=== To do ===
From the very first line of the data to the line containing "ShoppingCart, Star, X", retype everything exactly, leaving the pictures behind.
Start of Source data
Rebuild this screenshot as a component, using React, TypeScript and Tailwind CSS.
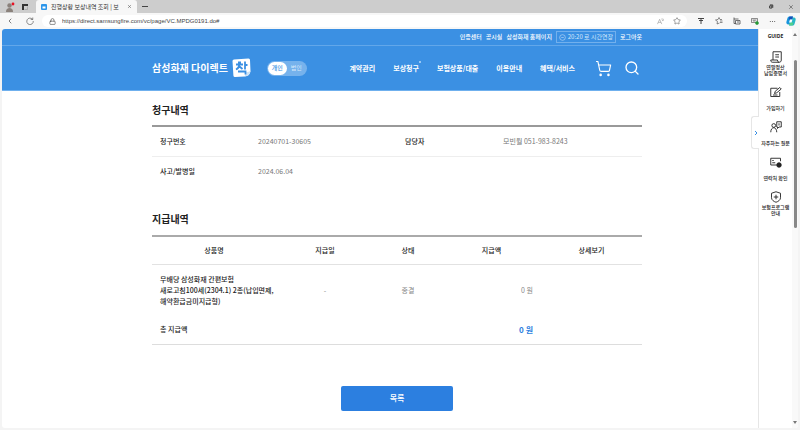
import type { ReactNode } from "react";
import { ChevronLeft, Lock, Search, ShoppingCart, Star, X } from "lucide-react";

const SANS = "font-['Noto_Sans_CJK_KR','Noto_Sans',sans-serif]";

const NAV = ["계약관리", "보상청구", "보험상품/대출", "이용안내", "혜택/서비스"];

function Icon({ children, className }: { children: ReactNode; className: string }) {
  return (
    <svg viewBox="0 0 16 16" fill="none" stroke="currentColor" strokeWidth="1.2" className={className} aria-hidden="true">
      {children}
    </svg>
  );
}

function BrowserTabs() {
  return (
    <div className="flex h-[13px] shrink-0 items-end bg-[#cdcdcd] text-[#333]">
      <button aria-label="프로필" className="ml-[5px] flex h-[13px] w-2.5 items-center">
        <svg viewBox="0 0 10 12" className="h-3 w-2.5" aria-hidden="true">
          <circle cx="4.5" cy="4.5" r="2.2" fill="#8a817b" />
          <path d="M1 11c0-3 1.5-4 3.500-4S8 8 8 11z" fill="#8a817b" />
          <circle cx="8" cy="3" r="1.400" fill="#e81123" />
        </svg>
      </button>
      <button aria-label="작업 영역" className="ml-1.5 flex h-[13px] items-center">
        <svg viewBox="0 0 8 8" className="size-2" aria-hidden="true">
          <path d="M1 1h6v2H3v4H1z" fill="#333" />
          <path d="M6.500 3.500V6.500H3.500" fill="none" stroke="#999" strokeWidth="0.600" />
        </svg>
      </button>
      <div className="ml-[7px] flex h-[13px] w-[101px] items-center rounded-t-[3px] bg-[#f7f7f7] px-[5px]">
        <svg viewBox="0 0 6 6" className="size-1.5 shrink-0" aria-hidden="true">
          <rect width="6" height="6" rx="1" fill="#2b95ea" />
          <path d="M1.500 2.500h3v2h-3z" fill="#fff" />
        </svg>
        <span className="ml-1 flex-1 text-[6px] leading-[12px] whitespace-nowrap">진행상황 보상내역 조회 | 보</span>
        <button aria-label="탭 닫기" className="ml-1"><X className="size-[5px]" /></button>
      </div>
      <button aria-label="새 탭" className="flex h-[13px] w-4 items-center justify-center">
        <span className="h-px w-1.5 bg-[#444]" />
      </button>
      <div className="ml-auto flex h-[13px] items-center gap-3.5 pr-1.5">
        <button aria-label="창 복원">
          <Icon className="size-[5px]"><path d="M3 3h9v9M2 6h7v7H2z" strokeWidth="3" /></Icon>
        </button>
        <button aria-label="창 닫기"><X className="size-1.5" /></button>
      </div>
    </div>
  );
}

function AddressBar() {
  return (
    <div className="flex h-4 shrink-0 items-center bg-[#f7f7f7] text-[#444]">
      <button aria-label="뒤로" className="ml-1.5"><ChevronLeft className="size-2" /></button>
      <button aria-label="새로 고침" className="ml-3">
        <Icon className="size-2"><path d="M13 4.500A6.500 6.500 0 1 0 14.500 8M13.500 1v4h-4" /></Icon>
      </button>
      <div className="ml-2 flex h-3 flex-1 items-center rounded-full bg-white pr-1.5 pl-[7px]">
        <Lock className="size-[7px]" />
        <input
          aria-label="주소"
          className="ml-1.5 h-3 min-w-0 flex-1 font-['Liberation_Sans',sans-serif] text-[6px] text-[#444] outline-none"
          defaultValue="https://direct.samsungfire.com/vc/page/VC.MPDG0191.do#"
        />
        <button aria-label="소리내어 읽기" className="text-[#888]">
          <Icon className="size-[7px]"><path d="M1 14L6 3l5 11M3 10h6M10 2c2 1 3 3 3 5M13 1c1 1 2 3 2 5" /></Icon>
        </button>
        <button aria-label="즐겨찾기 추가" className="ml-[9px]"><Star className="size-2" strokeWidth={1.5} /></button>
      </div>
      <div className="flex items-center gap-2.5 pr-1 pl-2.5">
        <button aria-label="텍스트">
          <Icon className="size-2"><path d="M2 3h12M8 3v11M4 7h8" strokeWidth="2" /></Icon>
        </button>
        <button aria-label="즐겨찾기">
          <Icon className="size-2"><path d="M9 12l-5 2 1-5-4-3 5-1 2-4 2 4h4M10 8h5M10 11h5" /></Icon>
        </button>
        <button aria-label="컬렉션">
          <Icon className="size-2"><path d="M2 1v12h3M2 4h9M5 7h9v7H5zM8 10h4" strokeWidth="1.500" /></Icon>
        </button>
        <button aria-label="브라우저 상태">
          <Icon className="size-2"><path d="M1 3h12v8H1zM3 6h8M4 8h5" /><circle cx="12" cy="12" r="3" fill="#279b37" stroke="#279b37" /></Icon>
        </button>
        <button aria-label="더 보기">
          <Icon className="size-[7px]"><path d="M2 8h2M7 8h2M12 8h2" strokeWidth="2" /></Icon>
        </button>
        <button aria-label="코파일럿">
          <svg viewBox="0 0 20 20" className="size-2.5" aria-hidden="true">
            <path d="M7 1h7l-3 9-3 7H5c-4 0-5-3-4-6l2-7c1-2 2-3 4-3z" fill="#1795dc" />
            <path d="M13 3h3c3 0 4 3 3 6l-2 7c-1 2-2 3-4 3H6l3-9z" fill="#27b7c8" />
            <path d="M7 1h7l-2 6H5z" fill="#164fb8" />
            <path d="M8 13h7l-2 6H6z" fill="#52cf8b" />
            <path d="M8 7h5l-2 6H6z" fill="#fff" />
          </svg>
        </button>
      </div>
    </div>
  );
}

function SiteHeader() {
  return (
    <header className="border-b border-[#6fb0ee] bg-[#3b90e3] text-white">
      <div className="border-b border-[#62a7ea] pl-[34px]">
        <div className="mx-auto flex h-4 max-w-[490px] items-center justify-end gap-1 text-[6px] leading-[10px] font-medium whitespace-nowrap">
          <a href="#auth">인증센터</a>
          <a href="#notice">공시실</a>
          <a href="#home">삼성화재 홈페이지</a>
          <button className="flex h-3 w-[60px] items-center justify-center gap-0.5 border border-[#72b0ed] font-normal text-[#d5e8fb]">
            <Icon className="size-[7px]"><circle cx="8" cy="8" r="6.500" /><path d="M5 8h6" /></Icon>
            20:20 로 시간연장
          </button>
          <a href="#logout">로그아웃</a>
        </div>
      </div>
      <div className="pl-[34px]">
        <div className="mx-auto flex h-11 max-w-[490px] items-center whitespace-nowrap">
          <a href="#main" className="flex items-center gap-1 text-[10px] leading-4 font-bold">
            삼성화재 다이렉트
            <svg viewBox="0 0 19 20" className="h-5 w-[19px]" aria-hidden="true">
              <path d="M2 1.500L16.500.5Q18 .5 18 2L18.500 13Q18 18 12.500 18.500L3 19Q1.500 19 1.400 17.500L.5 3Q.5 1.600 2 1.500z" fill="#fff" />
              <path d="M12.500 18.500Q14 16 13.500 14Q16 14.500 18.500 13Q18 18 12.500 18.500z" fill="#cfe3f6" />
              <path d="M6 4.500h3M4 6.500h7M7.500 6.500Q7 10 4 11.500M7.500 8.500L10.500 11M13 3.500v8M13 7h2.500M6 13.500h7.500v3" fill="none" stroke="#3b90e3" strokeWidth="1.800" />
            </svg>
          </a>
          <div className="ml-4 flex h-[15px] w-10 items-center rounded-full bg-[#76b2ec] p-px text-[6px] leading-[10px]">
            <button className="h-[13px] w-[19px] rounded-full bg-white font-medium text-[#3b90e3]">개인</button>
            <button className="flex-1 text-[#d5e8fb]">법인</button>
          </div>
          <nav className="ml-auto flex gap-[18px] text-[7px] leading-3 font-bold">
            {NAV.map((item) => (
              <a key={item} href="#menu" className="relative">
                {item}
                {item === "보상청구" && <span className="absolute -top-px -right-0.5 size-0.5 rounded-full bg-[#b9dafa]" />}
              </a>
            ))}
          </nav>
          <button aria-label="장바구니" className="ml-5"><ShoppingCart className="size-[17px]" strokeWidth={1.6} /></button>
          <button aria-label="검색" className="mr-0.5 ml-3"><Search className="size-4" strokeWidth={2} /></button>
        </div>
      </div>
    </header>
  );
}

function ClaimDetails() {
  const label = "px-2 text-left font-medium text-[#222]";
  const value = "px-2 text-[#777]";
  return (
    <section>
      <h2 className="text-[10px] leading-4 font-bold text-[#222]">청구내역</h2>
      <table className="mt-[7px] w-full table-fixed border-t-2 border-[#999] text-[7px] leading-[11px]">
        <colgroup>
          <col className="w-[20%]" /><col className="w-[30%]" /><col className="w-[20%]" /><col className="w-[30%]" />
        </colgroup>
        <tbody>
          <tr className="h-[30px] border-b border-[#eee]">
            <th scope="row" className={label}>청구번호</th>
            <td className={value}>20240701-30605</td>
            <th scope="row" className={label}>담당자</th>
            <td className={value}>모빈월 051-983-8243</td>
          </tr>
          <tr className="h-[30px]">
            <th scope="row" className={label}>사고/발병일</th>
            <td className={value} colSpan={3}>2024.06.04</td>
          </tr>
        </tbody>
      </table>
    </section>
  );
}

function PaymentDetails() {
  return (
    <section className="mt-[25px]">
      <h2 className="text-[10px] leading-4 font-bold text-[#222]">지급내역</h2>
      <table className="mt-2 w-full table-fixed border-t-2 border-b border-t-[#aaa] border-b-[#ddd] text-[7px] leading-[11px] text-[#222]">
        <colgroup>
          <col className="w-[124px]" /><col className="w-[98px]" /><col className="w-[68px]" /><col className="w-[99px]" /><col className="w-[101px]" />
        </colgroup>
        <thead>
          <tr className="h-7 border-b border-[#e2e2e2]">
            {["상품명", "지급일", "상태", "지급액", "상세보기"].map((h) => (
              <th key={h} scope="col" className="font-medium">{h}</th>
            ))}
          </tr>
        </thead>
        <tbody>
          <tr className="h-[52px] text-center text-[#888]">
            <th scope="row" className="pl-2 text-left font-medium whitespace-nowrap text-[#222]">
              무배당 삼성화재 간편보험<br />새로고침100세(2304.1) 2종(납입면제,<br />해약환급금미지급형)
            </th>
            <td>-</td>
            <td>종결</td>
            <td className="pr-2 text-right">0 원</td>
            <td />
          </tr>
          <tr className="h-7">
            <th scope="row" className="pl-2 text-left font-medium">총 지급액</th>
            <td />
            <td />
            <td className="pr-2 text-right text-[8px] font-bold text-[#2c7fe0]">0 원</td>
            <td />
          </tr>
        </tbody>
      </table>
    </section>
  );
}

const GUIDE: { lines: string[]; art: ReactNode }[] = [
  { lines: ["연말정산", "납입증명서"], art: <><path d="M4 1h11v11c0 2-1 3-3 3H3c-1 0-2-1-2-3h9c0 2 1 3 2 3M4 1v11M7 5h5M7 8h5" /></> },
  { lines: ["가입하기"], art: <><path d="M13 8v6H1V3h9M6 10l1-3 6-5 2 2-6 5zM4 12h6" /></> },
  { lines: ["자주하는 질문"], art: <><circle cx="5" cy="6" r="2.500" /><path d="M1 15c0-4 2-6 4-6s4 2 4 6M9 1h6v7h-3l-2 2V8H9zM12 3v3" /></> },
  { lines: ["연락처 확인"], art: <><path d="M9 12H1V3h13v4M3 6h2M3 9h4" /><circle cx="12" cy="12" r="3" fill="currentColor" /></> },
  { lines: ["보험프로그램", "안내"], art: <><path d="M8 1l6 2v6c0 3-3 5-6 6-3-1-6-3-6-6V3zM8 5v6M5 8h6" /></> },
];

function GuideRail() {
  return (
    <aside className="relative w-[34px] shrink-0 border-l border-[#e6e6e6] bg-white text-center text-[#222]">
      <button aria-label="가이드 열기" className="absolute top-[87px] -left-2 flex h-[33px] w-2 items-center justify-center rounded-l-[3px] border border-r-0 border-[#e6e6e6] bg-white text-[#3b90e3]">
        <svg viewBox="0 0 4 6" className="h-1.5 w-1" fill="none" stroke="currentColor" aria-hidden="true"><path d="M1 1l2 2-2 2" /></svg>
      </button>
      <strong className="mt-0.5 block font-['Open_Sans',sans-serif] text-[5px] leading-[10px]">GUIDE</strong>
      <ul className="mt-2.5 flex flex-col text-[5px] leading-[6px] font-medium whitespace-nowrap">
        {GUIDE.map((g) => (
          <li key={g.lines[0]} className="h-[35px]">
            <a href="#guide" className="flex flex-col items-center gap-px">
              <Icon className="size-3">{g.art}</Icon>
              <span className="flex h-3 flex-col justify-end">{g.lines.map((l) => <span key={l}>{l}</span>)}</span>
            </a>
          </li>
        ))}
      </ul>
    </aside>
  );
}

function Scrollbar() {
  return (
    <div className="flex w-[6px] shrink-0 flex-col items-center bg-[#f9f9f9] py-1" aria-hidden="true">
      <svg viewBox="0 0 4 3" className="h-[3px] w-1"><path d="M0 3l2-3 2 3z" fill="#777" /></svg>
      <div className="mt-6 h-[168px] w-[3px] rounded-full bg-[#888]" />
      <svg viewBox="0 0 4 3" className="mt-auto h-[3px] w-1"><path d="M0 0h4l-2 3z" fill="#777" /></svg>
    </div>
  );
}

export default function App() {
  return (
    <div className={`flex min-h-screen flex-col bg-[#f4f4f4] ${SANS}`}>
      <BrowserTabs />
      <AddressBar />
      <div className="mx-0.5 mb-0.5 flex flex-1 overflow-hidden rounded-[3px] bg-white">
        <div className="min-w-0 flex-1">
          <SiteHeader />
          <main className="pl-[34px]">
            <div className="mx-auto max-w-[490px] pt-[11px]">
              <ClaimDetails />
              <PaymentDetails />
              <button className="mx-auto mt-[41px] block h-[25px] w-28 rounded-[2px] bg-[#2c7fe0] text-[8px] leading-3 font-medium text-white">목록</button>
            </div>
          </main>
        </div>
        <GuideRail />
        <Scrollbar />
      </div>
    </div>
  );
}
End of Source data
=== Output ===
Rebuild this screenshot as a component, using React, TypeScript and Tailwind CSS.
import type { ReactNode } from "react";
import { ChevronLeft, Lock, Search, ShoppingCart, Star, X } from "lucide-react";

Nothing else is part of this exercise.